## Start Dataset extract

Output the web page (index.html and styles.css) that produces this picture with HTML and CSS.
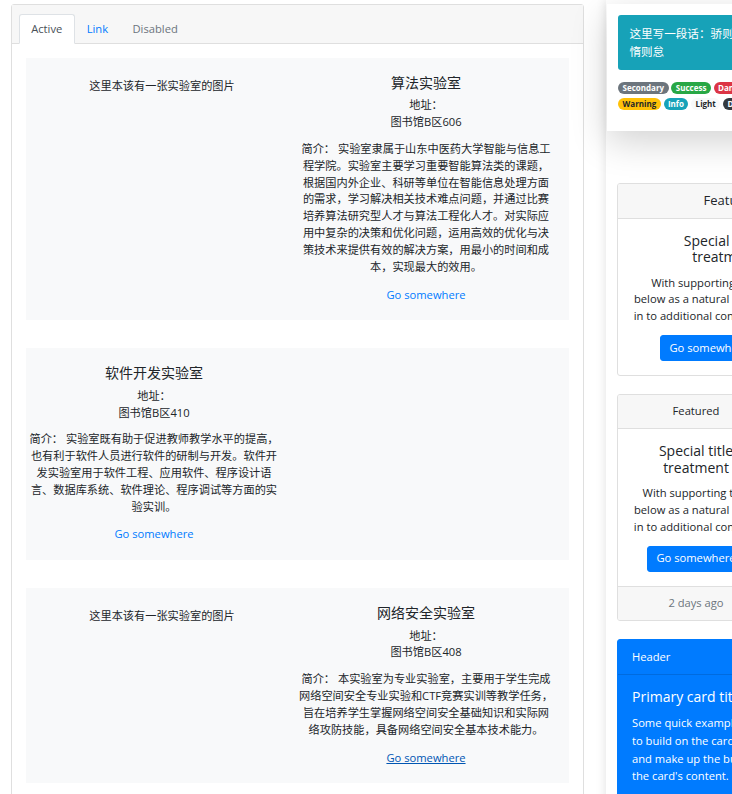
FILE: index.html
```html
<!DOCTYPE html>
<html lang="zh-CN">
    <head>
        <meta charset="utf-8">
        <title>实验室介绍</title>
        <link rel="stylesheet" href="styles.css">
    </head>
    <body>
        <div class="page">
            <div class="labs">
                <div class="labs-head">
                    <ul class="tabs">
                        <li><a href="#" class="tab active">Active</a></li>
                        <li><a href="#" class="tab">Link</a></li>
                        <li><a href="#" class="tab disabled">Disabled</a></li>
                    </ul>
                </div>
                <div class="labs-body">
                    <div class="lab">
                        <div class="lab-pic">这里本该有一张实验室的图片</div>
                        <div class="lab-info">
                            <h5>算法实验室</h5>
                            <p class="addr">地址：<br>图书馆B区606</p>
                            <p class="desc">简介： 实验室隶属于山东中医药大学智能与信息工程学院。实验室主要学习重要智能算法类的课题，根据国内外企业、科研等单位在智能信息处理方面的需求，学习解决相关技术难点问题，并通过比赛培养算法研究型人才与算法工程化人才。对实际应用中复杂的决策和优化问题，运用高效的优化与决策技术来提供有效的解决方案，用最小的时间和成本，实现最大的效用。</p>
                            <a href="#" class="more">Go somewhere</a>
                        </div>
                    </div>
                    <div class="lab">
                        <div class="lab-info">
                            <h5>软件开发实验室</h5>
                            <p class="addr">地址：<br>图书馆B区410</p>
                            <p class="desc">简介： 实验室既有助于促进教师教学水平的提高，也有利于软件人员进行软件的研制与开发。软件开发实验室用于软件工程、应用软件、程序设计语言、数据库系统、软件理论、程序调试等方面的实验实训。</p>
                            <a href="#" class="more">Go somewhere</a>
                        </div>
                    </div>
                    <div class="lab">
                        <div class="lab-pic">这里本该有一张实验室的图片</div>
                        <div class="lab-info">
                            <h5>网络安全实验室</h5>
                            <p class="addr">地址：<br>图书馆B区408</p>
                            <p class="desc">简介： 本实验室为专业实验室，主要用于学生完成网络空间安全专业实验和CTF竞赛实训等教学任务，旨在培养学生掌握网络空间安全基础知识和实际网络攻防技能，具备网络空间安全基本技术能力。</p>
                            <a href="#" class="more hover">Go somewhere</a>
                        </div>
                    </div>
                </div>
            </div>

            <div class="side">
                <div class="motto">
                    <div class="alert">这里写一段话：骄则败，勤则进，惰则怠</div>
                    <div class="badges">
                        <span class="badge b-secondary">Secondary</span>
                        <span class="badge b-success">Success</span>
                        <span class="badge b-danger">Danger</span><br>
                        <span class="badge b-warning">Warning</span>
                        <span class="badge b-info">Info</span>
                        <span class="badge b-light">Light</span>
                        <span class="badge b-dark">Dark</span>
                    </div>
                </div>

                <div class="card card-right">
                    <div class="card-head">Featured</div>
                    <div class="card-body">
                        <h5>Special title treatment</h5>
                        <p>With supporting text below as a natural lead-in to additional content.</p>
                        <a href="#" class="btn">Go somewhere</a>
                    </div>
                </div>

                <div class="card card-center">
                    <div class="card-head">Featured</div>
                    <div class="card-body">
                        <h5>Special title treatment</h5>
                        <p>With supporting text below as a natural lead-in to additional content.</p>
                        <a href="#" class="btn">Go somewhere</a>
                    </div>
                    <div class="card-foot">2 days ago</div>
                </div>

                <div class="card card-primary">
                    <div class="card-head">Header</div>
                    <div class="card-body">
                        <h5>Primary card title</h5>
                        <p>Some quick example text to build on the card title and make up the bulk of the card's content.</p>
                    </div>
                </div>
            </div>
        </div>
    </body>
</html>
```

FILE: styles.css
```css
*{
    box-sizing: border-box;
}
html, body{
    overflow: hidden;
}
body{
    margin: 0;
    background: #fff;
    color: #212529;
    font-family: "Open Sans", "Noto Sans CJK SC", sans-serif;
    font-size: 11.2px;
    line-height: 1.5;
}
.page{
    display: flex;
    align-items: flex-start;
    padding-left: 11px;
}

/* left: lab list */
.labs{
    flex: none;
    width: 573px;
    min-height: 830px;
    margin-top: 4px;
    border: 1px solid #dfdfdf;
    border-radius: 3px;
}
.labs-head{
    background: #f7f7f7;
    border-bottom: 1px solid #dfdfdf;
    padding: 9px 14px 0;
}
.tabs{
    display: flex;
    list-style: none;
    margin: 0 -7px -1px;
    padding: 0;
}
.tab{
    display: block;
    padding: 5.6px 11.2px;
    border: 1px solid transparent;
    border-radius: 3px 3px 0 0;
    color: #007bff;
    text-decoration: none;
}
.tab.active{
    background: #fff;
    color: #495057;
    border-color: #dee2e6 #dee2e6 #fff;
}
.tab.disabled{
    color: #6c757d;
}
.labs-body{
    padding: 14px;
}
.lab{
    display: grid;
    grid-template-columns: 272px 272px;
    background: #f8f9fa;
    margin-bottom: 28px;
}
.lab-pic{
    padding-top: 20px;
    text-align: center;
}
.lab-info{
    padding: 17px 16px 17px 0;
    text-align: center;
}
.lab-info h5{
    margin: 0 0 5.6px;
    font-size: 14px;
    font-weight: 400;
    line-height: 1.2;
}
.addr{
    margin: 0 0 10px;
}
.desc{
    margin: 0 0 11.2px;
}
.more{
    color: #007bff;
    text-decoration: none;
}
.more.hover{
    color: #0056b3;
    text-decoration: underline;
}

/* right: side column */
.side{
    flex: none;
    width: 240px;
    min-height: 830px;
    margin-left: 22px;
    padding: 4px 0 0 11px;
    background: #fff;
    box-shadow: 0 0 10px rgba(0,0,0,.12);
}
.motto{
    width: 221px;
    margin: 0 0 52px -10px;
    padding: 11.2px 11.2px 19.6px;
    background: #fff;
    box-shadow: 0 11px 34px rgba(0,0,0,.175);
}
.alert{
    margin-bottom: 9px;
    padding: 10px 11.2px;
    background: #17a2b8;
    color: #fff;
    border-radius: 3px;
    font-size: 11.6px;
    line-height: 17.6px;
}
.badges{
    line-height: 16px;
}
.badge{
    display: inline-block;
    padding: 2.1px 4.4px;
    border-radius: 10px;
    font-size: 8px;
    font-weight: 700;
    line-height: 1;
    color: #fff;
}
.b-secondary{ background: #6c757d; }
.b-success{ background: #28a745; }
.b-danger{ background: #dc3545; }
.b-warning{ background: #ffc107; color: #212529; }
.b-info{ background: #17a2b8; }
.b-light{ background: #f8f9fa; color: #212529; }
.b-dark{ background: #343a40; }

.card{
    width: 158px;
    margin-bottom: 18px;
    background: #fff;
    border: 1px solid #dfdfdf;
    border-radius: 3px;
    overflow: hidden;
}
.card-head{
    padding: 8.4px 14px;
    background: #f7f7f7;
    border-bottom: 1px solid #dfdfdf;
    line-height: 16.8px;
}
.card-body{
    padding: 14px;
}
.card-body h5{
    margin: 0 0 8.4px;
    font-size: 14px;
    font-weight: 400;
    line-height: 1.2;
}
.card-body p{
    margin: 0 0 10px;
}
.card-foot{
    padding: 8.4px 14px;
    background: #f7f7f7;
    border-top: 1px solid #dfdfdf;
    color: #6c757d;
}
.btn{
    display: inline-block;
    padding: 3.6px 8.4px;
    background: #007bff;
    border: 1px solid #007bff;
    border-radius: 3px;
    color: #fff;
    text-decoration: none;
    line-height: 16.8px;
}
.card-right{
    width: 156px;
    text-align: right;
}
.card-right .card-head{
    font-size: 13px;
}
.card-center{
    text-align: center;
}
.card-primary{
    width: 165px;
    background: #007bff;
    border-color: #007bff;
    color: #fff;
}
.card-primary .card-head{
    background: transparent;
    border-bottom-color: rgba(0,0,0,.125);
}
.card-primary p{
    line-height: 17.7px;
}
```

## End Dataset extract

■ Exercise: Keep only the lines that hold the string "styles", and copy them out.

■ Solution below:
Output the web page (index.html and styles.css) that produces this picture with HTML and CSS.
        <link rel="stylesheet" href="styles.css">
FILE: styles.css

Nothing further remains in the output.